清高の ニュースの感想 令和版

題名川柳・内容超一流!

死刑はね 当然だけど 間違いが

いわゆる、秋葉原における無差別殺傷事件の被告人に、死刑判決が出た。現行法を前提とすれば、死刑は当然である。

しかし、それを伝える記事の中には、おかしなものも散見している。その代表例(すべては見ていないが)は、読売新聞2011年3月24日社説「秋葉原事件死刑 理不尽な凶行が断罪された」(http://www.yomiuri.co.jp/editorial/news/20110324-OYT1T01058.htm
である。以下、検討する。

大々的に書いたが、間違いは以下の1点である。

「昨年1月の初公判以来、公判は30回に及び、出廷した被害者や遺族らは42人に上った。被害者らの多くの供述調書について、弁護側が証拠採用に同意しなかったため、法廷での証言により事実を認定する必要が生じたのだ。/つらい記憶を呼び戻して証言しなければならない被害者や遺族の立場を思えば、弁護側の手法には疑問符が付く。裁判官にも厳格な訴訟指揮を期待したい」

まず、「供述調書」、「弁護側が証拠採用に同意しなかった」から、「供述調書」は捜査機関が作成したものと推測してよいが、「同意しなかった」から、被告人に不利な内容だと推測できる(有利な内容ならば同意するだろうから。また、読売新聞を読んだ限りでは、不利でない旨の証明がない)。不利な内容なのに、反対尋問権を放棄(判例)するほうが問題だろう。つまり、弁護側の不同意は当然の行為である。オウム事件において、いわゆる麻原弁護団が、重箱の隅をつつくと批判された(この時は毎日新聞を購読していた)のを思い出したが、おそらく本エントリーのように(被告人の権利を守っていると)考えてよい。

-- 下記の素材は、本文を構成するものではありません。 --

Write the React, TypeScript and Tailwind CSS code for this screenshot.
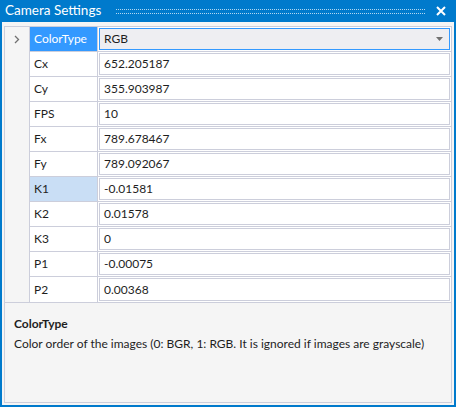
import React from "react";

type Row = { name: string; value: string };

const rows: Row[] = [
  { name: "Cx", value: "652.205187" },
  { name: "Cy", value: "355.903987" },
  { name: "FPS", value: "10" },
  { name: "Fx", value: "789.678467" },
  { name: "Fy", value: "789.092067" },
  { name: "K1", value: "-0.01581" },
  { name: "K2", value: "0.01578" },
  { name: "K3", value: "0" },
  { name: "P1", value: "-0.00075" },
  { name: "P2", value: "0.00368" },
];

// Property grid tool window, VS-ish blue chrome.
export default function App() {
  return (
    <div
      className="flex h-[407px] w-[456px] flex-col bg-[#007ACC] px-[2px] pb-[2px] text-[12px] text-[#1E1E1E]"
      style={{ fontFamily: 'Lato, "Open Sans", sans-serif' }}
    >
      <TitleBar />
      <div className="flex min-h-0 flex-1 flex-col bg-[#F5F5F5] px-[2px] pb-[2px] pt-[4px]">
        <div className="flex min-h-0 flex-1 flex-col border border-[#CCCEDB]">
          <div className="flex border-b border-[#CCCEDB] bg-white">
            {/* gutter */}
            <div className="w-[25px] flex-none border-r border-[#CCCEDB] bg-[#F5F5F5]">
              <div className="flex h-[25px] items-center justify-center">
                <Chevron />
              </div>
            </div>
            <div className="flex-1">
              <div className="flex h-[25px] border-b border-[#CCCEDB]">
                <div className="flex w-[68px] flex-none items-center border-r border-[#CCCEDB] bg-[#3399FF] pl-[4px] text-white">
                  ColorType
                </div>
                <div className="flex-1 p-[1px]">
                  <div className="flex h-full items-center justify-between border border-[#3399FF] bg-[#EEEEF2] pl-[4px] pr-[6px]">
                    <span>RGB</span>
                    <svg width="7" height="4" viewBox="0 0 7 4">
                      <path d="M0 0h7L3.5 4z" fill="#717171" />
                    </svg>
                  </div>
                </div>
              </div>
              {rows.map((r, i) => (
                <div
                  key={r.name}
                  className={`flex h-[25px] ${i < rows.length - 1 ? "border-b border-[#CCCEDB]" : ""}`}
                >
                  <div
                    className={`flex w-[68px] flex-none items-center border-r border-[#CCCEDB] pl-[4px] ${
                      r.name === "K1" ? "bg-[#C9DEF5]" : ""
                    }`}
                  >
                    {r.name}
                  </div>
                  <div className="flex-1 p-[1px]">
                    <div className="flex h-full items-center border border-[#CCCEDB] bg-white pl-[4px]">
                      {r.value}
                    </div>
                  </div>
                </div>
              ))}
            </div>
          </div>
          <div className="flex-1 px-[9px] pt-[12px]">
            <div className="font-bold leading-[18px]">ColorType</div>
            <div className="mt-[3px] leading-[16px]">
              Color order of the images (0: BGR, 1: RGB. It is ignored if images are grayscale)
            </div>
          </div>
        </div>
      </div>
    </div>
  );
}

function TitleBar() {
  return (
    <div className="flex h-[22px] flex-none items-center pl-[3px] pr-[8px] text-white">
      <span className="text-[13.5px] leading-none">Camera Settings</span>
      <div className="ml-[15px] mr-[11px] h-[5px] flex-1 border-y border-dotted border-white/70" />
      <svg width="10" height="10" viewBox="0 0 10 10">
        <path d="M1 1l8 8M9 1L1 9" stroke="white" strokeWidth={2} />
      </svg>
    </div>
  );
}

function Chevron() {
  return (
    <svg width="6" height="9" viewBox="0 0 6 9">
      <path d="M1 1l3.5 3.5L1 8" fill="none" stroke="#717171" strokeWidth={1.3} />
    </svg>
  );
}
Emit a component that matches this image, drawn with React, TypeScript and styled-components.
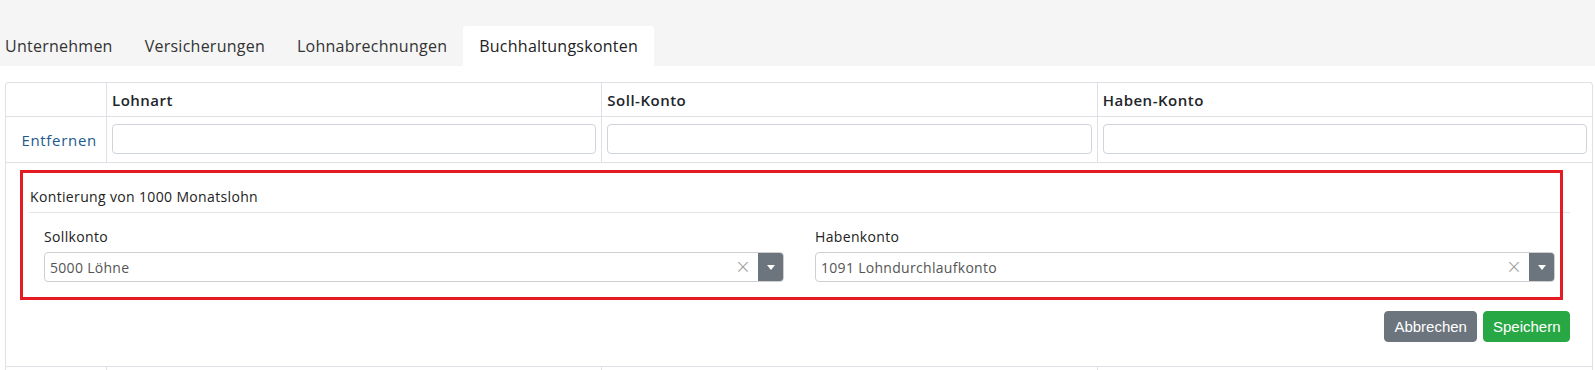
import React from "react";
import styled, { createGlobalStyle } from "styled-components";

const GlobalStyle = createGlobalStyle`
  html, body { margin: 0; padding: 0; background: #fff; }
  body {
    font-family: "Open Sans", "Noto Sans", Arial, sans-serif;
    color: #212529;
  }
  * { box-sizing: border-box; }
`;

const TabBar = styled.nav`
  display: flex;
  align-items: flex-end;
  height: 66px;
  padding-left: 5px;
  background: #f5f5f5;
`;

const Tab = styled.div<{ $active?: boolean }>`
  display: flex;
  align-items: center;
  height: 40px;
  padding: 0 16px;
  font-size: 16px;
  letter-spacing: 0.25px;
  color: ${(p) => (p.$active ? "#222" : "#333")};
  background: ${(p) => (p.$active ? "#fff" : "transparent")};
  border-radius: 4px 4px 0 0;
  &:first-child { padding-left: 0; }
`;

const Content = styled.main`
  padding: 16px 2px 0 5px;
`;

const Table = styled.div`
  border: 1px solid #dee2e6;
  border-bottom: none;
  border-radius: 4px 4px 0 0;
`;

const Row = styled.div<{ $h: number }>`
  display: grid;
  grid-template-columns: 100px 1fr 1fr 1fr;
  height: ${(p) => p.$h}px;
  border-bottom: 1px solid #dee2e6;
`;

const Cell = styled.div<{ $align?: string }>`
  display: flex;
  align-items: center;
  justify-content: ${(p) => p.$align || "flex-start"};
  padding: 0 5px;
  & + & { border-left: 1px solid #dee2e6; }
`;

const HeadText = styled.span`
  font-size: 15px;
  font-weight: 600;
  letter-spacing: 0.5px;
  color: #212529;
`;

const LinkText = styled.a`
  font-size: 15px;
  letter-spacing: 0.7px;
  color: #1e5a8c;
  text-decoration: none;
  padding-right: 4px;
`;

const FilterInput = styled.input`
  width: 100%;
  height: 30px;
  border: 1px solid #ced4da;
  border-radius: 4px;
  background: #fff;
  margin-top: -2px;
`;

const DetailRow = styled.div`
  position: relative;
  padding: 17px 22px 24px 23px;
  border-bottom: 1px solid #dee2e6;
`;

const Highlight = styled.div`
  position: absolute;
  top: 7px;
  left: 14px;
  right: 29px;
  height: 130px;
  border: 3px solid #e41b23;
  pointer-events: none;
`;

const PanelHeader = styled.div`
  height: 33px;
  display: flex;
  align-items: center;
  padding-left: 1px;
  font-size: 14px;
  font-weight: 500;
  letter-spacing: 0.35px;
  color: #222;
  border-bottom: 1px solid #e2e2e2;
`;

const FieldGrid = styled.div`
  display: grid;
  grid-template-columns: 1fr 1fr;
  column-gap: 31px;
  padding: 14px 15px 0;
`;

const Field = styled.div`
  display: flex;
  flex-direction: column;
`;

const Label = styled.label`
  font-size: 14px;
  font-weight: 500;
  letter-spacing: 0.35px;
  line-height: 20px;
  margin-bottom: 5px;
  color: #222;
`;

const SelectBox = styled.div`
  display: flex;
  align-items: stretch;
  height: 30px;
  border: 1px solid #cfcfcf;
  border-radius: 4px;
  overflow: hidden;
  background: #fff;
`;

const SelectValue = styled.span`
  flex: 1;
  display: flex;
  align-items: center;
  padding-left: 5px;
  font-size: 14px;
  letter-spacing: 0.3px;
  color: #555;
`;

const ClearX = styled.span`
  display: flex;
  align-items: center;
  padding: 0 7px 2px;
  font-size: 19px;
  color: #9a9a9a;
  font-family: "DejaVu Sans", sans-serif;
  font-weight: 300;
`;

const DropButton = styled.span`
  width: 25px;
  background: #6c757d;
  display: flex;
  align-items: center;
  justify-content: center;
  &::after {
    content: "";
    border-left: 4px solid transparent;
    border-right: 4px solid transparent;
    border-top: 5px solid #fff;
    margin-top: 1px;
  }
`;

const Actions = styled.div`
  display: flex;
  justify-content: flex-end;
  gap: 6px;
  margin-top: 29px;
`;

const Button = styled.button<{ $variant: "secondary" | "success" }>`
  height: 31px;
  padding: 0 ${(p) => (p.$variant === "success" ? "8.5px" : "9.5px")};
  border: 1px solid ${(p) => (p.$variant === "success" ? "#28a745" : "#6c757d")};
  background: ${(p) => (p.$variant === "success" ? "#28a745" : "#6c757d")};
  color: #fff;
  font-family: "Liberation Sans", Arial, sans-serif;
  font-size: 15px;
  border-radius: 4px;
`;

function Select({ value }: { value: string }) {
  return (
    <SelectBox>
      <SelectValue>{value}</SelectValue>
      <ClearX>×</ClearX>
      <DropButton />
    </SelectBox>
  );
}

export default function App() {
  const tabs = ["Unternehmen", "Versicherungen", "Lohnabrechnungen", "Buchhaltungskonten"];
  return (
    <>
      <GlobalStyle />
      <TabBar>
        {tabs.map((t, i) => (
          <Tab key={t} $active={i === 3}>
            {t}
          </Tab>
        ))}
      </TabBar>
      <Content>
        <Table>
          <Row $h={34}>
            <Cell />
            <Cell>
              <HeadText>Lohnart</HeadText>
            </Cell>
            <Cell>
              <HeadText>Soll-Konto</HeadText>
            </Cell>
            <Cell>
              <HeadText>Haben-Konto</HeadText>
            </Cell>
          </Row>
          <Row $h={46}>
            <Cell $align="flex-end">
              <LinkText href="#">Entfernen</LinkText>
            </Cell>
            <Cell>
              <FilterInput />
            </Cell>
            <Cell>
              <FilterInput />
            </Cell>
            <Cell>
              <FilterInput />
            </Cell>
          </Row>
          <DetailRow>
            <PanelHeader>Kontierung von 1000 Monatslohn</PanelHeader>
            <FieldGrid>
              <Field>
                <Label>Sollkonto</Label>
                <Select value="5000 Löhne" />
              </Field>
              <Field>
                <Label>Habenkonto</Label>
                <Select value="1091 Lohndurchlaufkonto" />
              </Field>
            </FieldGrid>
            <Actions>
              <Button $variant="secondary">Abbrechen</Button>
              <Button $variant="success">Speichern</Button>
            </Actions>
            <Highlight />
          </DetailRow>
          <Row $h={20}>
            <Cell />
            <Cell />
            <Cell />
            <Cell />
          </Row>
        </Table>
      </Content>
    </>
  );
}
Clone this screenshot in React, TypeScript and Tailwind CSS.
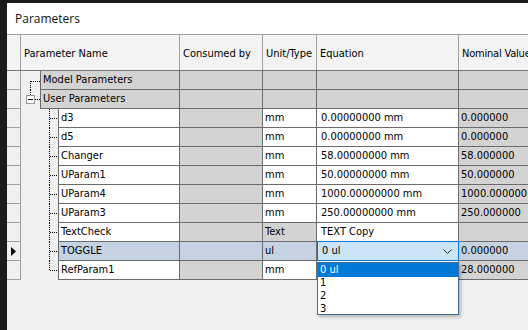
import React from 'react';

interface Param {
  name:  string;
  unit:  string;
  eq:    string;
  nom:   string;
  unitGrey?: boolean;
}

const params: Param[] = [
  { name: 'd3',        unit: 'mm',   eq: '0.00000000 mm',    nom: '0.000000' },
  { name: 'd5',        unit: 'mm',   eq: '0.00000000 mm',    nom: '0.000000' },
  { name: 'Changer',   unit: 'mm',   eq: '58.00000000 mm',   nom: '58.000000' },
  { name: 'UParam1',   unit: 'mm',   eq: '50.00000000 mm',   nom: '50.000000' },
  { name: 'UParam4',   unit: 'mm',   eq: '1000.00000000 mm', nom: '1000.000000' },
  { name: 'UParam3',   unit: 'mm',   eq: '250.00000000 mm',  nom: '250.000000' },
  { name: 'TextCheck', unit: 'Text', eq: 'TEXT Copy',        nom: '', unitGrey: true },
  { name: 'TOGGLE',    unit: 'ul',   eq: '0 ul',             nom: '0.000000' },
  { name: 'RefParam1', unit: 'mm',   eq: '',                 nom: '28.000000' },
];

const line = 'border-[#6b6b6b]';

function RowHead({ active }: { active?: boolean }) {
  return (
    <div className="w-[14px] h-full flex-shrink-0 bg-[#f0f0f0] border-r border-b border-[#a0a0a0] flex items-center justify-center">
      {active && (
        <svg width="5" height="9" viewBox="0 0 5 9"><path d="M0 0 L5 4.5 L0 9 Z" fill="#000" /></svg>
      )}
    </div>
  );
}

function ChildTree({ last }: { last: boolean }) {
  return (
    <svg width="37" height="19" className="flex-shrink-0 block">
      <line x1="28.5" y1="0" x2="28.5" y2={last ? 10 : 19} stroke="#000" strokeDasharray="1 1" />
      <line x1="29" y1="9.5" x2="37" y2="9.5" stroke="#000" strokeDasharray="1 1" />
    </svg>
  );
}

export default function App() {
  return (
    <div className="w-[528px] h-[330px] overflow-hidden bg-[#1b1b1b] pt-[3px] pl-[7px] font-['DejaVu_Sans_Condensed','DejaVu_Sans',sans-serif] text-[11px] text-black">
      <div className="w-[560px] h-[340px] bg-[#f0f0f0] flex flex-col">
        {/* Title */}
        <div className="h-[31px] bg-white flex items-center px-[8px] font-['Open_Sans',sans-serif] text-[12px] text-[#111]">
          Parameters
        </div>

        {/* Grid */}
        <div className="relative border-t border-[#a0a0a0]">
          {/* Header */}
          <div className="flex h-[36px] bg-[#f3f3f3] border-b border-[#777]">
            <div className="w-[14px] border-r border-[#a0a0a0]" />
            <div className="w-[159px] border-r border-[#a0a0a0] flex items-center pl-[3px] pt-[3px]">Parameter Name</div>
            <div className="w-[83px] border-r border-[#a0a0a0] flex items-center pl-[3px] pt-[3px]">Consumed by</div>
            <div className="w-[54px] border-r border-[#a0a0a0] flex items-center pl-[3px] pt-[3px]">Unit/Type</div>
            <div className="w-[142px] border-r border-[#a0a0a0] flex items-center pl-[3px] pt-[3px]">Equation</div>
            <div className="w-[100px] flex items-center pl-[3px] pt-[3px] tracking-[-0.2px]">Nominal Value</div>
          </div>

          {/* Model Parameters */}
          <div className="flex h-[19px]">
            <RowHead />
            <svg width="19" height="19" className="flex-shrink-0 block">
              <line x1="9.5" y1="10" x2="9.5" y2="19" stroke="#000" strokeDasharray="1 1" />
              <line x1="10" y1="10.5" x2="19" y2="10.5" stroke="#000" strokeDasharray="1 1" />
            </svg>
            <div className={`w-[140px] bg-[#d3d3d3] border-l border-r border-b ${line} flex items-center pl-[2px] pt-px`}>Model Parameters</div>
            <div className={`w-[83px] bg-[#d3d3d3] border-r border-b ${line}`} />
            <div className={`w-[54px] bg-[#d3d3d3] border-r border-b ${line}`} />
            <div className={`w-[142px] bg-[#d3d3d3] border-r border-b ${line}`} />
            <div className={`w-[100px] bg-[#d3d3d3] border-b ${line}`} />
          </div>

          {/* User Parameters */}
          <div className="flex h-[19px]">
            <RowHead />
            <svg width="19" height="19" className="flex-shrink-0 block">
              <line x1="9.5" y1="0" x2="9.5" y2="5" stroke="#000" strokeDasharray="1 1" />
              <rect x="5.5" y="5.5" width="8" height="8" fill="#fff" stroke="#999" />
              <line x1="7" y1="9.5" x2="12" y2="9.5" stroke="#000" />
              <line x1="14" y1="9.5" x2="19" y2="9.5" stroke="#000" strokeDasharray="1 1" />
            </svg>
            <div className={`w-[140px] bg-[#d3d3d3] border-l border-r border-b ${line} flex items-center pl-[2px] pt-px`}>User Parameters</div>
            <div className={`w-[83px] bg-[#d3d3d3] border-r border-b ${line}`} />
            <div className={`w-[54px] bg-[#d3d3d3] border-r border-b ${line}`} />
            <div className={`w-[142px] bg-[#d3d3d3] border-r border-b ${line}`} />
            <div className={`w-[100px] bg-[#d3d3d3] border-b ${line}`} />
          </div>

          {/* Child parameters */}
          {params.map((p, i) => {
            const sel = p.name === 'TOGGLE';
            const white = sel ? 'bg-[#c4d2e1]' : 'bg-white';
            const grey = sel ? 'bg-[#c4d2e1]' : 'bg-[#d3d3d3]';
            return (
              <div key={p.name} className="flex h-[19px]">
                <RowHead active={sel} />
                <ChildTree last={i === params.length - 1} />
                <div className={`w-[122px] ${white} border-l border-r border-b ${line} flex items-center pl-[2px] pt-px`}>{p.name}</div>
                <div className={`w-[83px] ${grey} border-r border-b ${line}`} />
                <div className={`w-[54px] ${p.unitGrey ? grey : white} border-r border-b ${line} flex items-center pl-[2px] pt-px`}>{p.unit}</div>
                {sel ? (
                  <div className="w-[142px] h-[20px] -mt-px bg-[#cce4f7] border border-[#0078d7] flex items-center justify-between pl-[4px] pr-[6px] pt-px z-10">
                    <span>{p.eq}</span>
                    <svg width="9" height="5" viewBox="0 0 9 5"><polyline points="0.5,0.5 4.5,4.5 8.5,0.5" fill="none" stroke="#333" /></svg>
                  </div>
                ) : (
                  <div className={`w-[142px] bg-white border-r border-b ${line} flex items-center pl-[4px] pt-px`}>{p.eq}</div>
                )}
                <div className={`w-[100px] ${grey} border-b ${line} flex items-center pl-[2px] pt-px`}>{p.nom}</div>
              </div>
            );
          })}

          {/* Open dropdown list */}
          <div className="absolute left-[310px] top-[227px] w-[142px] h-[53px] bg-white border border-[#3f6f9f] shadow-[2px_2px_3px_rgba(0,0,0,0.25)] z-20 flex flex-col">
            <div className="h-[14px] bg-[#0078d7] text-white pl-[2px] flex items-center">0 ul</div>
            <div className="h-[13px] pl-[2px] flex items-center">1</div>
            <div className="h-[13px] pl-[2px] flex items-center">2</div>
            <div className="h-[12px] pl-[2px] flex items-center">3</div>
          </div>
        </div>
      </div>
    </div>
  );
}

また、「法廷での証言により事実を認定する必要が生じたのだ」と、法廷での証言を否定的に書いているが、法廷で事実を認定するのは裁判の基本のはずである。非公開で、弁護士抜きで裁判をすべきというのか?もしそうなら、被告人側の事情が考慮されず、不当な裁判となろう。

こう書いたからと言って、清高が「つらい記憶を呼び戻して証言しなければならない被害者や遺族の立場を思」っていないわけではない。もし、被害者や遺族につらい思いをさせてまで証言させないとすれば、以下の処方箋が考えられる。第1に、検察側が、被害者を証拠としないことである(いわゆる供述調書を証拠として提出しない、証人にしない)。第2に、(現行法では無理だが、)被告人の刑を軽くすることを条件として、証言させないことである。しかし、これらの処方箋は、本当に被害者や遺族の望むことなのだろうか?被害者や遺族が勇気をもって証言すること以外、処方箋がないのは、刑事被告人に証人審問権(憲法第37条第2項)があることからすると、仕方のないことである。

最後に、「裁判官にも厳格な訴訟指揮を期待したい」の部分もダメである。被害者感情は、いわゆる永山基準で死刑の判断基準になっているし、死刑如何にかかわらず考慮するものである。それからすると、反対尋問をなくすことは、「訴訟関係者の本質的な権利を害」(刑事訴訟法第295条第1項)する可能性が高く、無理である。